If it had fallen, the line would be red. In fact, if you look carefully, you will see that every time the opening price (the notch on the left) is higher than the closing price (the notch on the right), you have a red line because the opening price was higher than the closing price. Likewise, every line that has an opening price notch on the left that is lower than the closing notch on the right is colored blue because the price rose during the day. We know the price rose because the closing price was higher than the opening price. So what about the rest of the line? Why are some longer than other? The rest of the line shows you the trading range during the day. The lowest point on the line is the lowest that the currency pair traded at during the day. If we look again at August 18th, we can see that the bottom of the line corresponds with the value of 1.463025. The top of the line represents the value of 1.479355. Looking up at the top we can see that these two values are the same as the high and low of the EUR/USD currency pair. That means that at one point in the day the Euro was worth as many as 1.4793 US Dollars, and at another point during the day, the Euro was worth as little as 1.4630 Dollars.
So the top point and the bottom point of the lines represent the top and bottom prices. The longer lines generally mean that the price was more volatile moving a great deal during the day and the shorter lines mean that the price was more stable, moving on a slight amount during the day.

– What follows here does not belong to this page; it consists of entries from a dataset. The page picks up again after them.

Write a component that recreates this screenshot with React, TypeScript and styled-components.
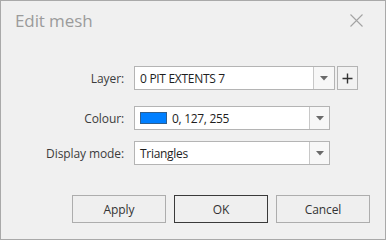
import React from 'react'
import styled, { createGlobalStyle } from 'styled-components'

const GlobalStyle = createGlobalStyle`
  html, body {
    margin: 0;
    padding: 0;
    background: #f0f0f0;
  }
  body {
    font-family: 'Open Sans', 'Noto Sans', sans-serif;
  }
`

const Dialog = styled.div`
  box-sizing: border-box;
  width: 386px;
  height: 240px;
  border: 1px solid #a9a9a9;
  background: #f0f0f0;
  display: flex;
  flex-direction: column;
`

const TitleBar = styled.div`
  display: flex;
  align-items: center;
  justify-content: space-between;
  height: 38px;
  padding: 0 22px 0 14px;
`

const Title = styled.span`
  font-size: 17px;
  color: #9b9b9b;
  letter-spacing: -0.1px;
`

const Form = styled.div`
  display: flex;
  flex-direction: column;
  margin-top: 27px;
`

const FieldRow = styled.div<{ $gap: number }>`
  display: grid;
  grid-template-columns: 114px auto;
  column-gap: 10px;
  align-items: center;
  margin-left: 9px;
  margin-bottom: ${(p) => p.$gap}px;
`

const Label = styled.label`
  text-align: right;
  font-size: 12px;
  letter-spacing: -0.1px;
  color: #3c3c3c;
`

const FieldLine = styled.div`
  display: flex;
  gap: 2px;
`

const Combo = styled.div<{ $width: number }>`
  box-sizing: border-box;
  width: ${(p) => p.$width}px;
  height: 24px;
  display: flex;
  border: 1px solid #b4b4b4;
  background: #fff;
`

const ComboText = styled.div`
  flex: 1;
  display: flex;
  align-items: center;
  gap: 5px;
  padding-left: 5px;
  font-size: 12px;
  letter-spacing: -0.3px;
  color: #1e1e1e;
  white-space: nowrap;
`

const ComboArrow = styled.div<{ $width?: number }>`
  width: ${(p) => p.$width ?? 19}px;
  border-left: 1px solid #c8c8c8;
  background: #f7f7f7;
  display: flex;
  align-items: center;
  justify-content: center;
`

const Swatch = styled.span`
  box-sizing: border-box;
  width: 27px;
  height: 12px;
  background: #007fff;
  border: 1px solid #2f5f8f;
`

const SmallButton = styled.div`
  box-sizing: border-box;
  width: 21px;
  height: 24px;
  border: 1px solid #b4b4b4;
  background: #f2f2f2;
  display: flex;
  align-items: center;
  justify-content: center;
`

const Footer = styled.div`
  margin-top: auto;
  display: flex;
  justify-content: flex-end;
  gap: 8px;
  padding: 0 15px 16px 0;
`

const Button = styled.button<{ $default?: boolean }>`
  box-sizing: border-box;
  width: 94px;
  height: 28px;
  background: #efefef;
  border: 1px solid ${(p) => (p.$default ? '#3a3a3a' : '#adadad')};
  font-family: 'Open Sans', 'Noto Sans', sans-serif;
  font-size: 12px;
  letter-spacing: -0.1px;
  color: #333;
  padding: 0;
`

const Arrow = () => (
  <svg width="8" height="5" viewBox="0 0 8 5">
    <path d="M0 0 H8 L4 4.5 Z" fill="#6a6a6a" />
  </svg>
)

const App = () => (
  <>
    <GlobalStyle />
    <Dialog>
      <TitleBar>
        <Title>Edit mesh</Title>
        <svg width="13" height="13" viewBox="0 0 13 13">
          <path d="M0.5 0.5 L12.5 12.5 M12.5 0.5 L0.5 12.5" stroke="#a3a3a3" strokeWidth="1.1" />
        </svg>
      </TitleBar>
      <Form>
        <FieldRow $gap={16}>
          <Label>Layer:</Label>
          <FieldLine>
            <Combo $width={201}>
              <ComboText>0 PIT EXTENTS 7</ComboText>
              <ComboArrow $width={20}>
                <Arrow />
              </ComboArrow>
            </Combo>
            <SmallButton>
              <svg width="11" height="11" viewBox="0 0 11 11">
                <path d="M5.5 0.5 V10.5 M0.5 5.5 H10.5" stroke="#333" strokeWidth="1.4" />
              </svg>
            </SmallButton>
          </FieldLine>
        </FieldRow>
        <FieldRow $gap={11}>
          <Label>Colour:</Label>
          <Combo $width={196}>
            <ComboText>
              <Swatch />
              0, 127, 255
            </ComboText>
            <ComboArrow>
              <Arrow />
            </ComboArrow>
          </Combo>
        </FieldRow>
        <FieldRow $gap={0}>
          <Label>Display mode:</Label>
          <Combo $width={196}>
            <ComboText>Triangles</ComboText>
            <ComboArrow>
              <Arrow />
            </ComboArrow>
          </Combo>
        </FieldRow>
      </Form>
      <Footer>
        <Button>Apply</Button>
        <Button $default>OK</Button>
        <Button>Cancel</Button>
      </Footer>
    </Dialog>
  </>
)

export default App
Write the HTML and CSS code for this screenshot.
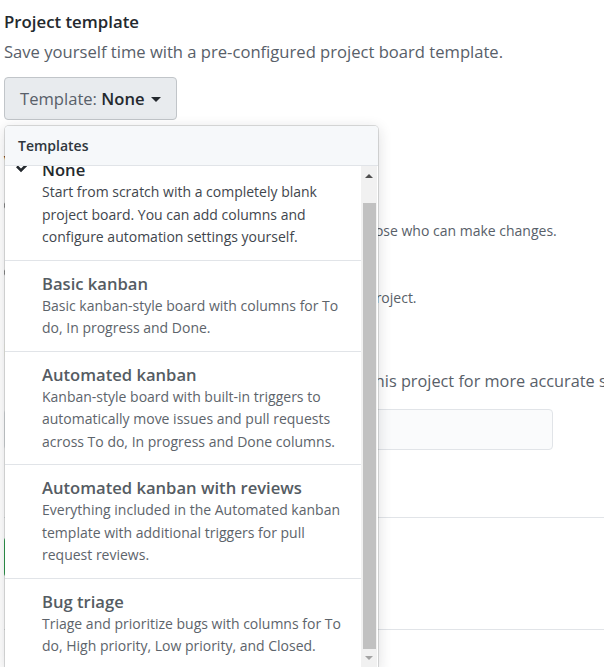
FILE: index.html
```html
<!DOCTYPE html>
<html lang="en">
<head>
<meta charset="utf-8">
<title>Project template</title>
<link rel="stylesheet" href="styles.css">
</head>
<body>
<div class="page">
  <section class="template">
    <h3 class="heading">Project template</h3>
    <p class="note">Save yourself time with a pre-configured project board template.</p>
    <div class="picker">
      <button class="btn" type="button"><span class="btn-label">Template:</span>&nbsp;<span class="btn-value">None</span><span class="caret"></span></button>
      <div class="menu">
        <div class="menu-header">Templates</div>
        <div class="menu-body">
          <div class="menu-list">
            <div class="menu-scroll">
              <div class="item selected">
                <span class="item-icon"><svg width="15" height="20" viewBox="0 0 12 16"><path d="M12 5l-8 8-4-4 1.5-1.5L4 10l6.5-6.5L12 5z"/></svg></span>
                <div class="item-text">
                  <div class="item-title">None</div>
                  <div class="item-desc">Start from scratch with a completely blank<br>project board. You can add columns and<br>configure automation settings yourself.</div>
                </div>
              </div>
              <div class="item">
                <span class="item-icon"></span>
                <div class="item-text">
                  <div class="item-title">Basic kanban</div>
                  <div class="item-desc">Basic kanban-style board with columns for To<br>do, In progress and Done.</div>
                </div>
              </div>
              <div class="item">
                <span class="item-icon"></span>
                <div class="item-text">
                  <div class="item-title">Automated kanban</div>
                  <div class="item-desc">Kanban-style board with built-in triggers to<br>automatically move issues and pull requests<br>across To do, In progress and Done columns.</div>
                </div>
              </div>
              <div class="item">
                <span class="item-icon"></span>
                <div class="item-text">
                  <div class="item-title">Automated kanban with reviews</div>
                  <div class="item-desc">Everything included in the Automated kanban<br>template with additional triggers for pull<br>request reviews.</div>
                </div>
              </div>
              <div class="item">
                <span class="item-icon"></span>
                <div class="item-text">
                  <div class="item-title">Bug triage</div>
                  <div class="item-desc">Triage and prioritize bugs with columns for To<br>do, High priority, Low priority, and Closed.</div>
                </div>
              </div>
            </div>
          </div>
          <div class="scrollbar">
            <div class="sb-btn"><span class="arrow-up"></span></div>
            <div class="sb-gap"></div>
            <div class="sb-thumb"></div>
            <div class="sb-btn sb-btn-end"><span class="arrow-down"></span></div>
          </div>
        </div>
      </div>
    </div>
  </section>

  <section class="visibility">
    <h3 class="sub-heading">Visibility</h3>
    <label class="radio-row"><span class="radio"></span><span class="radio-label">Public</span></label>
    <p class="radio-note public-note">Anyone on the internet can see this project. You choose who can make changes.</p>
    <label class="radio-row private-row"><span class="radio"></span><span class="radio-label">Private</span></label>
    <p class="radio-note private-note">You choose who can see and make changes to this project.</p>
  </section>

  <section class="linked">
    <h3 class="sub-heading linked-heading">Linked repositories</h3>
    <p class="linked-note">Search by name to link up to 25 repositories to this project for more accurate suggestions and better search results.</p>
    <div class="search-input"></div>
  </section>

  <hr class="rule">
  <div class="create-btn">Create project</div>
  <hr class="rule rule-last">
</div>
</body>
</html>
```

FILE: styles.css
```css
html, body {
  margin: 0;
  padding: 0;
  background: #ffffff;
  overflow: hidden;
}

body {
  width: 604px;
  height: 667px;
  font-family: "Open Sans", "Noto Sans", sans-serif;
  color: #24292e;
}

.page {
  padding-left: 4px;
}

.heading {
  margin: 0;
  padding-top: 10px;
  font-size: 16.8px;
  line-height: 24px;
  font-weight: 600;
  color: #24292e;
}

.note {
  margin: 4px 0 0;
  font-size: 16.6px;
  line-height: 28px;
  color: #586069;
  white-space: nowrap;
}

.picker {
  position: relative;
  margin-top: 11px;
}

.btn {
  display: inline-flex;
  align-items: center;
  height: 43px;
  box-sizing: border-box;
  padding: 0 15px;
  border: 1px solid #c1c5c9;
  border-radius: 4px;
  background: #e8ebee;
  font-family: inherit;
  font-size: 16.6px;
  line-height: 24px;
  color: #586069;
}

.btn-value {
  color: #24292e;
  font-weight: 600;
}

.caret {
  display: inline-block;
  width: 0;
  height: 0;
  margin-left: 6px;
  margin-top: 2px;
  border-top: 5px solid #24292e;
  border-left: 5px solid transparent;
  border-right: 5px solid transparent;
}

.menu {
  position: absolute;
  top: 48px;
  left: 0;
  z-index: 10;
  width: 375px;
  box-sizing: border-box;
  border: 1px solid rgba(27, 31, 35, 0.15);
  border-radius: 5px 5px 0 0;
  background: #ffffff;
  background-clip: padding-box;
  box-shadow: 0 3px 14px rgba(27, 31, 35, 0.14);
  overflow: hidden;
}

.menu-header {
  padding: 8px 13px;
  font-size: 14px;
  line-height: 23px;
  font-weight: 600;
  color: #2f363d;
  background: #f6f8fa;
  border-bottom: 1px solid #e1e4e8;
}

.menu-body {
  display: flex;
  height: 502px;
}

.menu-list {
  flex: 1;
  overflow: hidden;
}

.menu-scroll {
  margin-top: -19px;
}

.item {
  display: flex;
  padding: 11px 10px 11px 11px;
  border-bottom: 1px solid #e1e4e8;
}

.item:last-child {
  border-bottom: 0;
}

.item-icon {
  flex: 0 0 15px;
  width: 15px;
  margin-right: 11px;
}

.item-icon svg {
  display: block;
  margin-top: -2px;
  fill: #24292e;
}

.item-title {
  font-size: 16.6px;
  line-height: 23px;
  font-weight: 600;
  color: #555c63;
}

.item-desc {
  font-size: 14px;
  line-height: 22.5px;
  color: #5d646b;
  white-space: nowrap;
}

.item.selected .item-title {
  color: #24292e;
}

.item.selected .item-desc {
  color: #3f464d;
}

.scrollbar {
  flex: 0 0 16px;
  width: 16px;
  margin-right: 1px;
  background: #f1f1f1;
  display: flex;
  flex-direction: column;
}

.sb-btn {
  height: 20px;
  display: flex;
  align-items: center;
  justify-content: center;
}

.sb-btn-end {
  height: auto;
  flex: 1;
  padding-bottom: 2px;
}

.sb-gap {
  height: 17px;
}

.sb-thumb {
  height: 446px;
  margin: 0 1px 0 2px;
  background: #c1c1c1;
}

.arrow-up {
  width: 0;
  height: 0;
  border-bottom: 4px solid #505050;
  border-left: 4px solid transparent;
  border-right: 4px solid transparent;
}

.arrow-down {
  width: 0;
  height: 0;
  border-top: 4px solid #a3a3a3;
  border-left: 4px solid transparent;
  border-right: 4px solid transparent;
}

/* underlying page content (mostly covered by the menu) */
.sub-heading {
  margin: 30px 0 0;
  font-size: 16.8px;
  line-height: 24px;
  font-weight: 600;
}

.radio-row {
  display: flex;
  align-items: center;
  gap: 8px;
  margin-top: 19px;
  height: 24px;
  font-size: 16px;
  font-weight: 600;
}

.private-row {
  margin-top: 18px;
}

.radio {
  width: 13px;
  height: 13px;
  border: 1px solid #767676;
  border-radius: 50%;
  box-sizing: border-box;
}

.radio-note {
  margin: 3px 0 0;
  font-size: 14px;
  line-height: 22px;
  color: #586069;
  white-space: nowrap;
}

.public-note {
  padding-left: 31px;
}

.private-note {
  padding-left: 30px;
}

.linked-heading {
  margin-top: 29px;
}

.linked-note {
  margin: 6px 0 0;
  padding-left: 7px;
  font-size: 16.3px;
  line-height: 26px;
  color: #586069;
  white-space: nowrap;
}

.search-input {
  margin-top: 15px;
  width: 549px;
  height: 41px;
  box-sizing: border-box;
  border: 1px solid #e1e4e8;
  border-radius: 4px;
  background: #fafbfc;
}

.rule {
  margin: 67px 0 0;
  border: 0;
  border-top: 1px solid #e1e4e8;
  height: 0;
}

.create-btn {
  margin-top: 19px;
  width: 150px;
  height: 40px;
  border-radius: 4px;
  background: #2ea44f;
  color: #ffffff;
  font-size: 16px;
  line-height: 40px;
  text-align: center;
  font-weight: 600;
}

.rule-last {
  margin-top: 52px;
}
```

Looking closer, you can see that there is a green line and a red line running across each of the days. These two lines are moving averages. They represent sort of an average of prices across days. Basically each point of these lines averages out a certain number of previous days’ prices. That way we can get a general idea of where a currency is moving without just staring at the prices and getting bogged down in data. Another type of chart is the Candlestick chart:

A Candlestick chart is the same as the OHLC chart, except the skinny line represents the day’s range (the low and high prices). The fat part shows the range of the open and closing prices. If the fat part is clear in this chart, the price went up during the day, if it is solid then the price decreased. Once again, we have two moving average lines, which are the red and green lines. So if you can read the OHLC chart above then you should have no problem reading the Candlestick chart. Now that you can read basic charts, you are well on your way to becoming a Forex trader. Sure, advanced charts have a lot more data, but the most important data is all covered in the basic charts above.